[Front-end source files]
===============

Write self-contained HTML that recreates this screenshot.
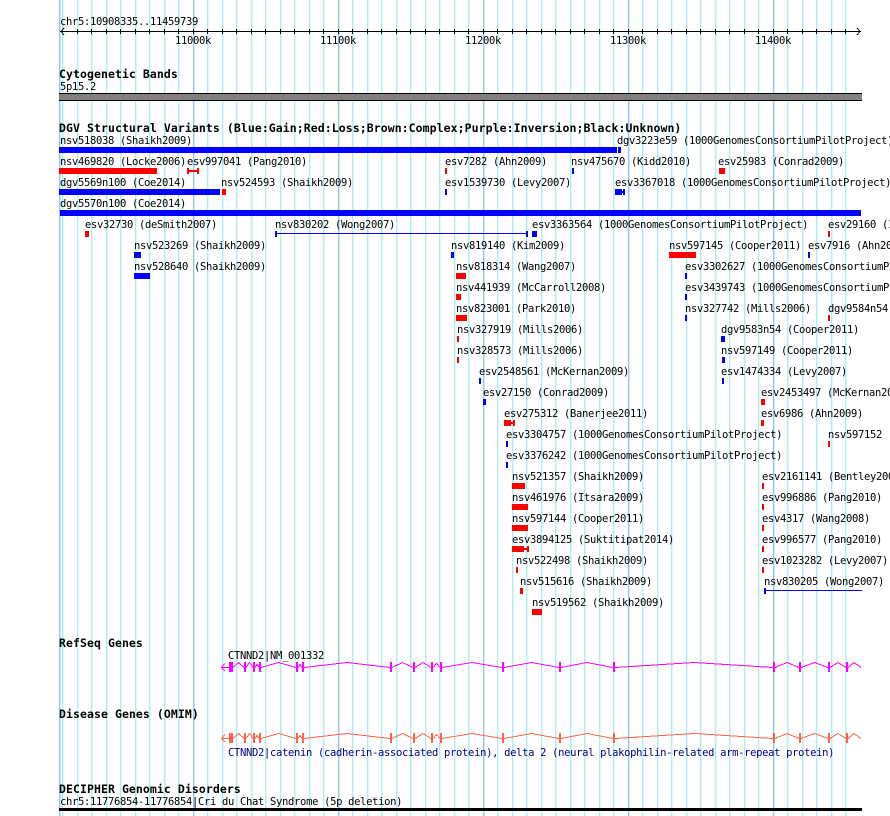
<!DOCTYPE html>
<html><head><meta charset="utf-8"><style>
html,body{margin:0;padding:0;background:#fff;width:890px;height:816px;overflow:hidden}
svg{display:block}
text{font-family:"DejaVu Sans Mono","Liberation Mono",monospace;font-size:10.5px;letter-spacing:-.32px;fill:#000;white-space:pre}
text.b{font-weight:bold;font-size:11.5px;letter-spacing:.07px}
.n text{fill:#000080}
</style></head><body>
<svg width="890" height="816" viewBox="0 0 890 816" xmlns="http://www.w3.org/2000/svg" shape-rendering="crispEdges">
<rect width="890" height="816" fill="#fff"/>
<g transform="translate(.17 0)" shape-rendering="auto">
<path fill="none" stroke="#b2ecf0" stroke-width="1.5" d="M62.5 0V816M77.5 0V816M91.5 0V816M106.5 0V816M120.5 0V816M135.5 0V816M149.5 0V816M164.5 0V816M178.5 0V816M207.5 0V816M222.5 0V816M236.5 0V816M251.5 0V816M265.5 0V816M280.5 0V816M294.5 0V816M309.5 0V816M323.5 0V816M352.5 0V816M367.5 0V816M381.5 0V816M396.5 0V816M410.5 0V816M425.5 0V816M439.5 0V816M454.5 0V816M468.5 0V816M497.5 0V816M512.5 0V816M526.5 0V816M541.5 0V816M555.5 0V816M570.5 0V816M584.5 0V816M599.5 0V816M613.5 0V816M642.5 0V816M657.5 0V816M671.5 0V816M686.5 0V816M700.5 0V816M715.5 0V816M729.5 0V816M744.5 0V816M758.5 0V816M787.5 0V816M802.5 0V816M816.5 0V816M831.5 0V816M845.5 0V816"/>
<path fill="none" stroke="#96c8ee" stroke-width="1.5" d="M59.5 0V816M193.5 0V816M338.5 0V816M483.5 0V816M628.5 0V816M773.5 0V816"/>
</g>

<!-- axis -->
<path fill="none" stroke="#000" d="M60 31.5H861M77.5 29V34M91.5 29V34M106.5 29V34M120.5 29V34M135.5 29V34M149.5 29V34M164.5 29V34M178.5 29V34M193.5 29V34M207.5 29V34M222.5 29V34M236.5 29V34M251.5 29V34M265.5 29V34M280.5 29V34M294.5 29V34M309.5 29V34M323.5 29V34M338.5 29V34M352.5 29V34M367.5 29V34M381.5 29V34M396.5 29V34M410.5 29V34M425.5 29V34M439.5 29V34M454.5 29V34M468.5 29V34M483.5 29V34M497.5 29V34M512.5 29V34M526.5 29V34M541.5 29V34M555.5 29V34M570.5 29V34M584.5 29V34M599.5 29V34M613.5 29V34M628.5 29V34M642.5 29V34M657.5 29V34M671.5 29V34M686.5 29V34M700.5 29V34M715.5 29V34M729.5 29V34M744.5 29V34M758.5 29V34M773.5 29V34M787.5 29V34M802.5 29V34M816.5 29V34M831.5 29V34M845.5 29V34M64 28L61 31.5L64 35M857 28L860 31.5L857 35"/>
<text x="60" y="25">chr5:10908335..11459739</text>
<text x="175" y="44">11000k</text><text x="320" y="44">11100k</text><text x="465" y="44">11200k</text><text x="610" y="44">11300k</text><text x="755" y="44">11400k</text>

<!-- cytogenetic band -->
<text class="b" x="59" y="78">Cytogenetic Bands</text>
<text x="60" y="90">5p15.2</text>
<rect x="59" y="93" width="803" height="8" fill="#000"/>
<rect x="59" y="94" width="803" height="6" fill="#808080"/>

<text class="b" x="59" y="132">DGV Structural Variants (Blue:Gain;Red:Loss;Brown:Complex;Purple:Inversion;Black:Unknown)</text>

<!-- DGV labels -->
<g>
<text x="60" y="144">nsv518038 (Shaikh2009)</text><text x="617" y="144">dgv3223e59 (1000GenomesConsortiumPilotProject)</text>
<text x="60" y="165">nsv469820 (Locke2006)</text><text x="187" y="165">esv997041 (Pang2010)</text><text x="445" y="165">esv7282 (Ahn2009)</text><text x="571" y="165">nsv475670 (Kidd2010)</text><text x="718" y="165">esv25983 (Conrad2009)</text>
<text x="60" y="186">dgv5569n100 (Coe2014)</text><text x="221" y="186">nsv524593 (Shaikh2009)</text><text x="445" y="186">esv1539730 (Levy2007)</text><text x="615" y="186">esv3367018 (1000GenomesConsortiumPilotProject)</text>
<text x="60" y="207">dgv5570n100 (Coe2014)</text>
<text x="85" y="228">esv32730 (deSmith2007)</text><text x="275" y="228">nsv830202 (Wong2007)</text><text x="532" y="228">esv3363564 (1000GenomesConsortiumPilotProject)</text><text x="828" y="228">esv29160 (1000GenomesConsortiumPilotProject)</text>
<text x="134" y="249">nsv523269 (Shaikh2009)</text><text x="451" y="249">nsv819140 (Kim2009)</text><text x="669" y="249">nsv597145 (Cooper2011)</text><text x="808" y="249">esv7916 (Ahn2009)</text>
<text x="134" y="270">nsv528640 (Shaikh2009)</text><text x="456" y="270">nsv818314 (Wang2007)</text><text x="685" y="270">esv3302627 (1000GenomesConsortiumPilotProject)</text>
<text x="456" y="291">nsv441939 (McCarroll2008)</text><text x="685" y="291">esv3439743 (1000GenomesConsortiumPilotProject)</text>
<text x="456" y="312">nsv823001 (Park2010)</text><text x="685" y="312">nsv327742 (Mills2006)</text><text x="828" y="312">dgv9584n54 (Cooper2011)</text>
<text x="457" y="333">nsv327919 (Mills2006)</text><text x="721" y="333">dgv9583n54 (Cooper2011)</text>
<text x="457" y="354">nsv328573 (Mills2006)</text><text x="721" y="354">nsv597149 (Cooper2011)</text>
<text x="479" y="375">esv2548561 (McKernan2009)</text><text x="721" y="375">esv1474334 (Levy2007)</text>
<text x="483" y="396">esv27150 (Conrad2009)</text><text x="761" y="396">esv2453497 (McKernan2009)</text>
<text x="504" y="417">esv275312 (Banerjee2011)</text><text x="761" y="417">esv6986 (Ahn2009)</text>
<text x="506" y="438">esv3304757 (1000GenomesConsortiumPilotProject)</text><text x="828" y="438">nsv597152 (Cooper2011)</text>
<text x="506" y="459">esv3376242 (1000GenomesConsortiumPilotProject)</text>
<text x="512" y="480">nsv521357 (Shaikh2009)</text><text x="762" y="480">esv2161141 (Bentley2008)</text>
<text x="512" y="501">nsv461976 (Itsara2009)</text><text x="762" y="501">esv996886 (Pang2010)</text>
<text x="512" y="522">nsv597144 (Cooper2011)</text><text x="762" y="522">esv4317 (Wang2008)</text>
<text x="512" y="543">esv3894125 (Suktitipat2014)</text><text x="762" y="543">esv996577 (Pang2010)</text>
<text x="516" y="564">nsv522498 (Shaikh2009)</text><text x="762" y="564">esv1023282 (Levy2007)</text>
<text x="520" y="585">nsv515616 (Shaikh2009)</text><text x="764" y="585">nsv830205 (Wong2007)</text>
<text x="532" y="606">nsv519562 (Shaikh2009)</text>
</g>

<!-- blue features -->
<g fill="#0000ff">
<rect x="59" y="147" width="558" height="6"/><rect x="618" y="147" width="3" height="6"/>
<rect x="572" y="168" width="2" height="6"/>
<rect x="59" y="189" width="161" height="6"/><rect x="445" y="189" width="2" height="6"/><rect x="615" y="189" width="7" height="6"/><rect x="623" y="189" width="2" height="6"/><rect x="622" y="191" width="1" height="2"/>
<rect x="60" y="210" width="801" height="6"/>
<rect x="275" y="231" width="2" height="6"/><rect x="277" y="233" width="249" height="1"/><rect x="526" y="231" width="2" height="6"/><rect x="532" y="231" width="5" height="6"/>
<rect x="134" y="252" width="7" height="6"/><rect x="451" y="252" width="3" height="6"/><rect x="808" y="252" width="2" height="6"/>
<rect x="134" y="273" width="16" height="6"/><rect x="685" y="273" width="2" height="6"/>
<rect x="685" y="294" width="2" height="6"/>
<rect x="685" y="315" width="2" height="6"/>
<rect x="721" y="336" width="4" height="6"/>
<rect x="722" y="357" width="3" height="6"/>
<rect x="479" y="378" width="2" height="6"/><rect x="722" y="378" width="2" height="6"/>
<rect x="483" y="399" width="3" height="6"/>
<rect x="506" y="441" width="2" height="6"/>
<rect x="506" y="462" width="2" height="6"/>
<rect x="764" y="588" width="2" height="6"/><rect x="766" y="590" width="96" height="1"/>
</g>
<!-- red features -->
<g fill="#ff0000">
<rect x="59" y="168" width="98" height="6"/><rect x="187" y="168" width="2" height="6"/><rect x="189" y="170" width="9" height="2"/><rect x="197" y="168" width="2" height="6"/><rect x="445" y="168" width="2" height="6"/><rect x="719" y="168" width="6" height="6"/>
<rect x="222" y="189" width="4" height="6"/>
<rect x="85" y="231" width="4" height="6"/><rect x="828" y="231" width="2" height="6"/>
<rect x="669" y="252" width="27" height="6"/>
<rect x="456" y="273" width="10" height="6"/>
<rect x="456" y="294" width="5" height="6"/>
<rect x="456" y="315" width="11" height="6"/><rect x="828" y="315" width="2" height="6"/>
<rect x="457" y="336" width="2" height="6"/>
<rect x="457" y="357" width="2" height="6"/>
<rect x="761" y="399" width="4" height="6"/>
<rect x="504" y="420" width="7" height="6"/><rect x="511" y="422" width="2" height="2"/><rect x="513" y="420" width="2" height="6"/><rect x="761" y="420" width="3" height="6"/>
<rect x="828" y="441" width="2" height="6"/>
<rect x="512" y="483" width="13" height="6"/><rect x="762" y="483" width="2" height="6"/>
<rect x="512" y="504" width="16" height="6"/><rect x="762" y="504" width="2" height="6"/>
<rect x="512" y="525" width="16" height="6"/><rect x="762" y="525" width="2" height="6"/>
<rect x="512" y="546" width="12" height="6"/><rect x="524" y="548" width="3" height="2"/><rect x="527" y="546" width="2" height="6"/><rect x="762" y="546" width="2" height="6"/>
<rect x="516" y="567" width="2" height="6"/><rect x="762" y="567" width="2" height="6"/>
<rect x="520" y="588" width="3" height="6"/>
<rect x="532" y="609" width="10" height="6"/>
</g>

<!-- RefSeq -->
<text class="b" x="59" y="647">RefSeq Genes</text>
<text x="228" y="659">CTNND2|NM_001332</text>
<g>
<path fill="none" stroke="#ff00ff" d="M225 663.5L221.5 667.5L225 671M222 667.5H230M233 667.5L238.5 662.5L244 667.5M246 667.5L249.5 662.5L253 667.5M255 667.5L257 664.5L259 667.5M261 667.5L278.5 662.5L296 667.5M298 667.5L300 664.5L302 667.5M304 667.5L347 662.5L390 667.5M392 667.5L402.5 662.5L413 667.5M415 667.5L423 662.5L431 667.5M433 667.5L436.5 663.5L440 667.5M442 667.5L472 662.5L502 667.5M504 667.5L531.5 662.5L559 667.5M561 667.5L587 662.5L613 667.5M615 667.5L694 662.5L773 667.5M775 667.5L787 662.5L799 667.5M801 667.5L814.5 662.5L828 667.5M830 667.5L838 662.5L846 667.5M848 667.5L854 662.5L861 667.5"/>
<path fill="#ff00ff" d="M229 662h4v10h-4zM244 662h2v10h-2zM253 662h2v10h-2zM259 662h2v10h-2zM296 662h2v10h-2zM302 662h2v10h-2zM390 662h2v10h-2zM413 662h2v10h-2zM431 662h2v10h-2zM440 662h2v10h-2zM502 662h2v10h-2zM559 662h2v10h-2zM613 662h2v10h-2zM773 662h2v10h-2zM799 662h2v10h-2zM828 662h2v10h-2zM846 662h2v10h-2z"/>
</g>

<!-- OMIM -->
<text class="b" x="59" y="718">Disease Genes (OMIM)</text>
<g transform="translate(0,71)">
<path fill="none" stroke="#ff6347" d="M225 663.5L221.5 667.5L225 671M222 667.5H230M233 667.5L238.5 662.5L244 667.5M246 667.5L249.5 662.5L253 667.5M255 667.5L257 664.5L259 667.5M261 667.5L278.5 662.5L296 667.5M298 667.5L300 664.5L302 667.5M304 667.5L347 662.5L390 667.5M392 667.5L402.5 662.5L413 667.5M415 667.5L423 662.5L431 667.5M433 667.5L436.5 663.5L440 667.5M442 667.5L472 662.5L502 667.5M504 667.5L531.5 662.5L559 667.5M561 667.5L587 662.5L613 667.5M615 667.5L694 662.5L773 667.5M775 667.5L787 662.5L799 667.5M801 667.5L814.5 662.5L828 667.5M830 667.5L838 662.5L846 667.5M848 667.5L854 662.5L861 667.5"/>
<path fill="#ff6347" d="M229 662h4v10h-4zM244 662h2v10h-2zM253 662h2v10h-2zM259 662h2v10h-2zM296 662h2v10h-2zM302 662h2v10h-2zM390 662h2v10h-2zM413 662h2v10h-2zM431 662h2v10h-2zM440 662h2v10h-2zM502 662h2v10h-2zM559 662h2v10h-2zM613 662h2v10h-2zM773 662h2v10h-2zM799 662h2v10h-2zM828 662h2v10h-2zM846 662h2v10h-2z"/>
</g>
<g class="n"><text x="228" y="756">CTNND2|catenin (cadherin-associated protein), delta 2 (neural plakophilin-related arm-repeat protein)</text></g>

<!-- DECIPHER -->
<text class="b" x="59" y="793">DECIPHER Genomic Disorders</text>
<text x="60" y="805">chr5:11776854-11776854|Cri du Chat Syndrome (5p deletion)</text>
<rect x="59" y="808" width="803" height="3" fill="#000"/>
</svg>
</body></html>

===============

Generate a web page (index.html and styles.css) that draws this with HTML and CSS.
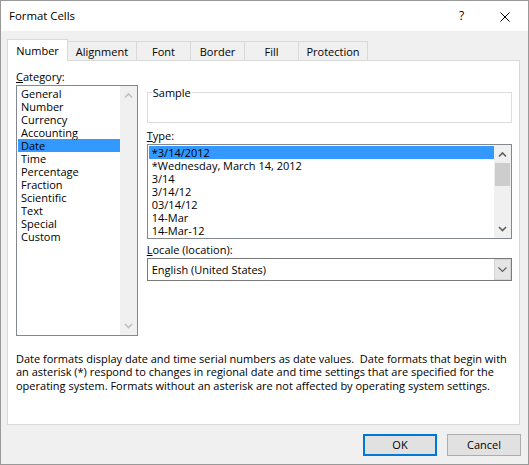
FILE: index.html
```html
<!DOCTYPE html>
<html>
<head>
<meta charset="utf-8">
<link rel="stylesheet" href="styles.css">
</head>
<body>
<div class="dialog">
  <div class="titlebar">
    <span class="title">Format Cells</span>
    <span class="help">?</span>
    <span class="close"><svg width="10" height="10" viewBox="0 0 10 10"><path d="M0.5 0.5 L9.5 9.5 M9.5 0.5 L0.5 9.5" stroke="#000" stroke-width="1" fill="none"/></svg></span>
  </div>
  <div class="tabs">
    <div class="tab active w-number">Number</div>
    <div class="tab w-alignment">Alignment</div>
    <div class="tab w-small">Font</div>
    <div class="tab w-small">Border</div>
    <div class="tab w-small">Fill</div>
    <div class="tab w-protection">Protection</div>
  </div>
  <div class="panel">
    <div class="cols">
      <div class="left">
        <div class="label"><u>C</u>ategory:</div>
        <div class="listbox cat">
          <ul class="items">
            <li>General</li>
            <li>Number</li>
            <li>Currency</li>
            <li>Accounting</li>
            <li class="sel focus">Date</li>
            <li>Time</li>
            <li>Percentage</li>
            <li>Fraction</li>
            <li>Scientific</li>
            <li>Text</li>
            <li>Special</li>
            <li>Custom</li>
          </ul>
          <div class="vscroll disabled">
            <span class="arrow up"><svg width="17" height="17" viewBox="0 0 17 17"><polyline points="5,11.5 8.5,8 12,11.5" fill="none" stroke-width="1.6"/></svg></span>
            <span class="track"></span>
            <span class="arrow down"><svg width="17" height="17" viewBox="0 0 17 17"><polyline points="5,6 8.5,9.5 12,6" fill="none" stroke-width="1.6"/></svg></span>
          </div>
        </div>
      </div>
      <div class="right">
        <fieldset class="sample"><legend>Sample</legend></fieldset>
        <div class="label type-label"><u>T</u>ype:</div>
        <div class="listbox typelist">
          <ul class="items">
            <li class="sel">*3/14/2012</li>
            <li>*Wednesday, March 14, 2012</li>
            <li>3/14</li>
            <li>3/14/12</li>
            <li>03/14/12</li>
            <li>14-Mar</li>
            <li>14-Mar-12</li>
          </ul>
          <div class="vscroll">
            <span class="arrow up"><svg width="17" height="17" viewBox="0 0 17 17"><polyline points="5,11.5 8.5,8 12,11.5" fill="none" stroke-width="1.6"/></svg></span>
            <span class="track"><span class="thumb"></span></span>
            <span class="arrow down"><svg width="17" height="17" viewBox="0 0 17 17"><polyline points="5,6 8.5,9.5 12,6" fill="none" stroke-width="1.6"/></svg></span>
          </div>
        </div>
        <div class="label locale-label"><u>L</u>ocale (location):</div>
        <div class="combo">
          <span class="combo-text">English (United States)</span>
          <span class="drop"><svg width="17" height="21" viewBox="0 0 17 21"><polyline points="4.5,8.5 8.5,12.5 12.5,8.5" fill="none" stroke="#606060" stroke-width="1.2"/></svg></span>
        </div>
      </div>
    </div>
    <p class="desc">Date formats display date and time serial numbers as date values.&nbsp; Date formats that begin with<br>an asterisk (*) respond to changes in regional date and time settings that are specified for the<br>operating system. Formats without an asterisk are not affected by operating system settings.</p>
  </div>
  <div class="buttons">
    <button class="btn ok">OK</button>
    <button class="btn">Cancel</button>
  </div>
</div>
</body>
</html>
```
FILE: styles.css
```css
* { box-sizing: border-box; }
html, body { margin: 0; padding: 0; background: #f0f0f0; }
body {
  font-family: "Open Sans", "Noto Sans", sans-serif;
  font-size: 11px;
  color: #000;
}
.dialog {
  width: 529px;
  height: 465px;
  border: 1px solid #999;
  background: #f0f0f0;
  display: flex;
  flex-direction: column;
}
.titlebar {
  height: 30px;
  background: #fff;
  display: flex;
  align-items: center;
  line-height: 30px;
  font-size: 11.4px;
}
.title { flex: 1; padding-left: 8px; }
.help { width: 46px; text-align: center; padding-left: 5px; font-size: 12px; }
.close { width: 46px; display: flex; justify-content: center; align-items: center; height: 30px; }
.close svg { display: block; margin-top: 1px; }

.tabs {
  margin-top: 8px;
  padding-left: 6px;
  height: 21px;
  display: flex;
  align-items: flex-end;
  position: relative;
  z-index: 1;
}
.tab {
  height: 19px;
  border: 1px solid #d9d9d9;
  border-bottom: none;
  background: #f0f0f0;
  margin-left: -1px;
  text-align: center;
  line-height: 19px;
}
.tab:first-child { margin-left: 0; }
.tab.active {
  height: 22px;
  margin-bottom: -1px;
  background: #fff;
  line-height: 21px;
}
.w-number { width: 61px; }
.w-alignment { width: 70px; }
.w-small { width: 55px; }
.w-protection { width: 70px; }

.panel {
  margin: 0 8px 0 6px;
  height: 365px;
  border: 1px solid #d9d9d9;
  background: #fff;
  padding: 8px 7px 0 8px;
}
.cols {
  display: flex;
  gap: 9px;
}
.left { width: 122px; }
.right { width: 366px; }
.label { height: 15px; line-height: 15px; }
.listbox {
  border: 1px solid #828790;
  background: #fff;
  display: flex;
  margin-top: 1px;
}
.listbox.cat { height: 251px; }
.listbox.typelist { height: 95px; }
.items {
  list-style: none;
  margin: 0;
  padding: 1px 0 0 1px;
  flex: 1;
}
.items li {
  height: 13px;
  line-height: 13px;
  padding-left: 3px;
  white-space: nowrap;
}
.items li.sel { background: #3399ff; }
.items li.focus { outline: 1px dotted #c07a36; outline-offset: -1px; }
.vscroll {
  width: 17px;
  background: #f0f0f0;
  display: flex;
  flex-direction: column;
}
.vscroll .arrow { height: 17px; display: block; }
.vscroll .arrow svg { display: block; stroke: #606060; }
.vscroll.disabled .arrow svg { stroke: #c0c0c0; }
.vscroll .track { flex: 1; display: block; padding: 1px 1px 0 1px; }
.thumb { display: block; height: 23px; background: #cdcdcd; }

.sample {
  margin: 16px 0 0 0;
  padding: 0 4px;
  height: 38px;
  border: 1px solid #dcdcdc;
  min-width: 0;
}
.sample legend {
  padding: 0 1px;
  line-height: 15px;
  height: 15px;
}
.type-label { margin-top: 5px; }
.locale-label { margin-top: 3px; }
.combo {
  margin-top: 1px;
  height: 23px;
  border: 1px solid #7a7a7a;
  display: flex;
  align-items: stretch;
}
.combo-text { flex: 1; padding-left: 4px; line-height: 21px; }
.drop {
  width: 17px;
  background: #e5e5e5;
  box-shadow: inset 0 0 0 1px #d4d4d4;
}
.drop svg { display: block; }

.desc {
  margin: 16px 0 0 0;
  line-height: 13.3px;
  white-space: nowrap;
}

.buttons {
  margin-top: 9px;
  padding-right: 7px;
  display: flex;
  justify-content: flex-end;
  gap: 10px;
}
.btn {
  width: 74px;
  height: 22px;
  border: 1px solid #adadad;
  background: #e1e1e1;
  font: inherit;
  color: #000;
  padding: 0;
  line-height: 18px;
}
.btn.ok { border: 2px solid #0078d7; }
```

===============

● **Exercise requirements**
Gather and return every line that holds the string "this".

● **Written reply**
Write self-contained HTML that recreates this screenshot.
Generate a web page (index.html and styles.css) that draws this with HTML and CSS.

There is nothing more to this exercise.